- [THE PROBLEM] Seek out every line containing the word "Give", and copy each.

- [EXTRACTED MATERIAL]
▼

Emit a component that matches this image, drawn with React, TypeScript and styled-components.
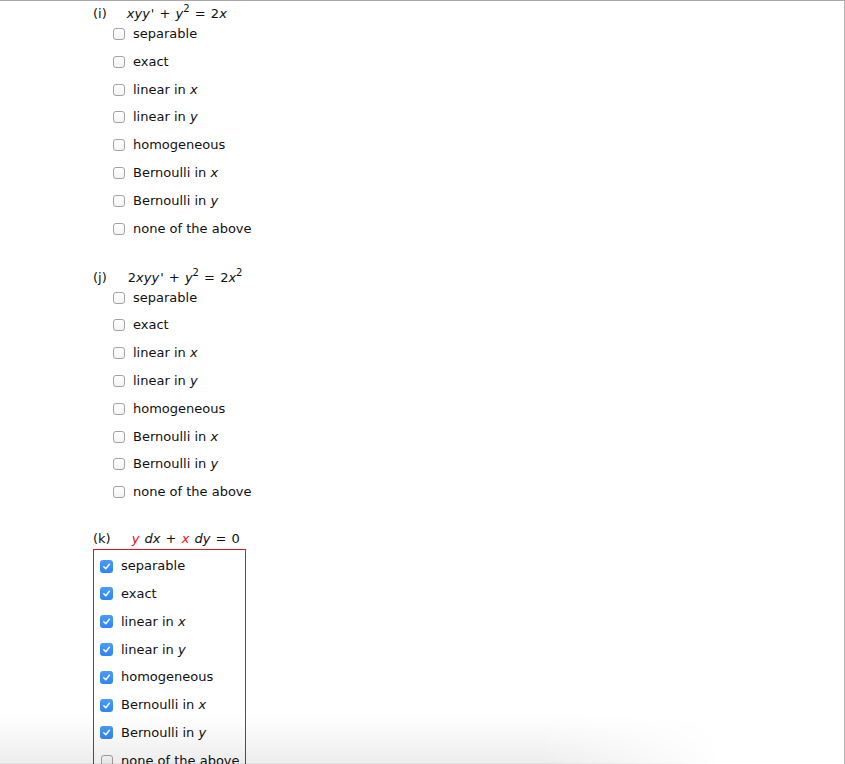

▲
▼

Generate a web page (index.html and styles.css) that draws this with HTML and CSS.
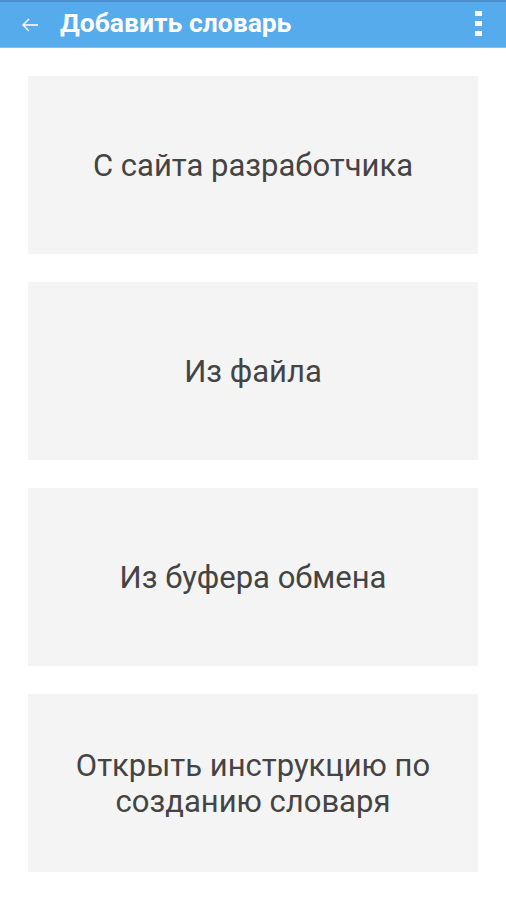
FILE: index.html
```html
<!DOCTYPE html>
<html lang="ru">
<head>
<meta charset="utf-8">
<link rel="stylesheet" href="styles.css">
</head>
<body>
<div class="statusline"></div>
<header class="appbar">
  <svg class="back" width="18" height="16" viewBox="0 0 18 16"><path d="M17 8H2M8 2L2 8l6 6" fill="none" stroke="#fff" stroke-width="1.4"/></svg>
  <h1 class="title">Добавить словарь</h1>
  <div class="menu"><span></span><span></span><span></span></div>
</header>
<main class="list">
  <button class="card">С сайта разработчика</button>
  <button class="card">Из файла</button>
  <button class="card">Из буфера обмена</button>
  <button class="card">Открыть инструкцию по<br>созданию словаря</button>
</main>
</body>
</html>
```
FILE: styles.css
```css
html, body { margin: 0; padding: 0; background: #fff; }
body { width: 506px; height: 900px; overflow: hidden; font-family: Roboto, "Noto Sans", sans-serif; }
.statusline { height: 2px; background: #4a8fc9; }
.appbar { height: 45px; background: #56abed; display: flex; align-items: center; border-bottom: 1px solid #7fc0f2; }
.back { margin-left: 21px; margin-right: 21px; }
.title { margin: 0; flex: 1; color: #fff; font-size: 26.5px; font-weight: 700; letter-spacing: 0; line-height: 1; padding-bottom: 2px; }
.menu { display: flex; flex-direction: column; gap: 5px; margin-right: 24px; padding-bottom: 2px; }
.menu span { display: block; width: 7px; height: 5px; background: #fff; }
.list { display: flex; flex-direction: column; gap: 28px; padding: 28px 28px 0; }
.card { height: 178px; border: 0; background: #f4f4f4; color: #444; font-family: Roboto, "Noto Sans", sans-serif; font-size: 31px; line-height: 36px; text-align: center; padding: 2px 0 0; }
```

▲
▼

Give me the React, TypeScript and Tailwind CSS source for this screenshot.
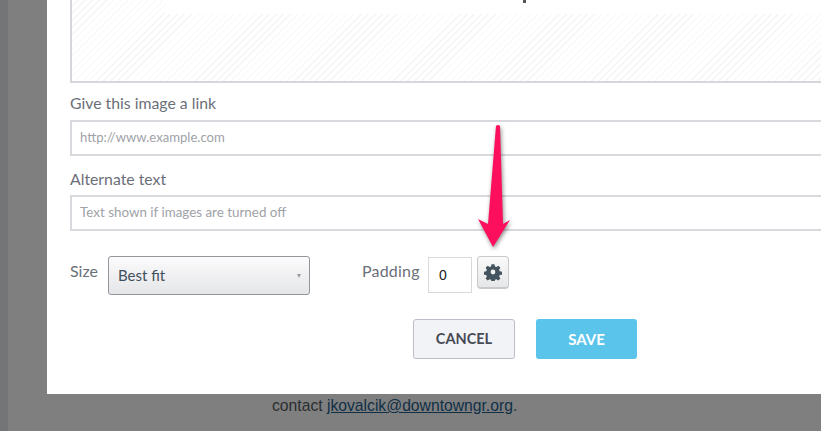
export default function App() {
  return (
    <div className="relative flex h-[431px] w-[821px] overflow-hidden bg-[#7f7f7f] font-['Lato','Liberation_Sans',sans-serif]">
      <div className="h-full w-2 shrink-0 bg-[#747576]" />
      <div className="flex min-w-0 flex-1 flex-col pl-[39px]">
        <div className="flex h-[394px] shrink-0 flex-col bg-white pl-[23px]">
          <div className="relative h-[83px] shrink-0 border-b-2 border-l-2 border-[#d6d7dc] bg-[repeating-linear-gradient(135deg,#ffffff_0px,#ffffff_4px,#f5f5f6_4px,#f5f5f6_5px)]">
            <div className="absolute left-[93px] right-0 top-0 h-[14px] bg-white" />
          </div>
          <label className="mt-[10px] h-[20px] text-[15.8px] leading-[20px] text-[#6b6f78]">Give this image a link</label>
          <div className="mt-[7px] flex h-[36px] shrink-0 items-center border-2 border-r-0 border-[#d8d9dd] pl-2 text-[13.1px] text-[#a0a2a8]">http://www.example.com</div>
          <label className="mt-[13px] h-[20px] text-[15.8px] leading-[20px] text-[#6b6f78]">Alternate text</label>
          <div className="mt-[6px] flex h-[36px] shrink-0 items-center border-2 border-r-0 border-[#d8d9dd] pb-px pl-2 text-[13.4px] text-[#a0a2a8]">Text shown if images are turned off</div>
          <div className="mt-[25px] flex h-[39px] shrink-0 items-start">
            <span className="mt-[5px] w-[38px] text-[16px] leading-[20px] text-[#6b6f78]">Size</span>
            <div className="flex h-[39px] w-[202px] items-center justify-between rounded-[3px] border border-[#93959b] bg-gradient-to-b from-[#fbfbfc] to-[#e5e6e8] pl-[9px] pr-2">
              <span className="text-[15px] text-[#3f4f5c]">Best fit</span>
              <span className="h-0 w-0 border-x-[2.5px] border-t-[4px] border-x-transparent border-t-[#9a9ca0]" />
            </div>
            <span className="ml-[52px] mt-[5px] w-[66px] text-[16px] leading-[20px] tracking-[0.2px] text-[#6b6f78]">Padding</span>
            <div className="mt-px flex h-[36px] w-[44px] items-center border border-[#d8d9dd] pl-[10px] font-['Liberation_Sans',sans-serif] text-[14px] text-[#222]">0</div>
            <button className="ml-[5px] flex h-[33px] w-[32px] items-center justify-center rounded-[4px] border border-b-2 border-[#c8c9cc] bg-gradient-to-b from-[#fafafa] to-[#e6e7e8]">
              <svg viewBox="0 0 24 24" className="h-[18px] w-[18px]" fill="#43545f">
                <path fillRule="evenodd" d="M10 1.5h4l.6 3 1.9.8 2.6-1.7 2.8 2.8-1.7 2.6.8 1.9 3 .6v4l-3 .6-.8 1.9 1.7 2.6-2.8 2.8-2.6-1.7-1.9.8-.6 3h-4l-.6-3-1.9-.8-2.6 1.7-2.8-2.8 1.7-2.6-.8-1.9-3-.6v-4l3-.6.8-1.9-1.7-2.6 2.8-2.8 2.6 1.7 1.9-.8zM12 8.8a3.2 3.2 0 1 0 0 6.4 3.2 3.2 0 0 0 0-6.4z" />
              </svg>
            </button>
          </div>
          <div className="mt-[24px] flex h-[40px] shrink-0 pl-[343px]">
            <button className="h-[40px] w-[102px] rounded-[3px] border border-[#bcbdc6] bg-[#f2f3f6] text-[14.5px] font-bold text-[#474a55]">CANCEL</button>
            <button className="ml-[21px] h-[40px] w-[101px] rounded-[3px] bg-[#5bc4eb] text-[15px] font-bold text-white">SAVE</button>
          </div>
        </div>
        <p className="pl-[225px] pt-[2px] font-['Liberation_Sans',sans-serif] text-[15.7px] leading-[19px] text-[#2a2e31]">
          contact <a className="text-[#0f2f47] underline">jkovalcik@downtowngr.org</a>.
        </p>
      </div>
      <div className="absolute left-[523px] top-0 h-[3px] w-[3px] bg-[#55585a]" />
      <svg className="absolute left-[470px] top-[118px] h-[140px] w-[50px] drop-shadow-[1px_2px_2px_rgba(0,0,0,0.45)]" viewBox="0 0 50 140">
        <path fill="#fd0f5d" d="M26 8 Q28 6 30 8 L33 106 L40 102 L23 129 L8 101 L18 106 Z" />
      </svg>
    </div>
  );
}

▲

- [COMPLETED EXERCISE]
Give me the React, TypeScript and Tailwind CSS source for this screenshot.
          <label className="mt-[10px] h-[20px] text-[15.8px] leading-[20px] text-[#6b6f78]">Give this image a link</label>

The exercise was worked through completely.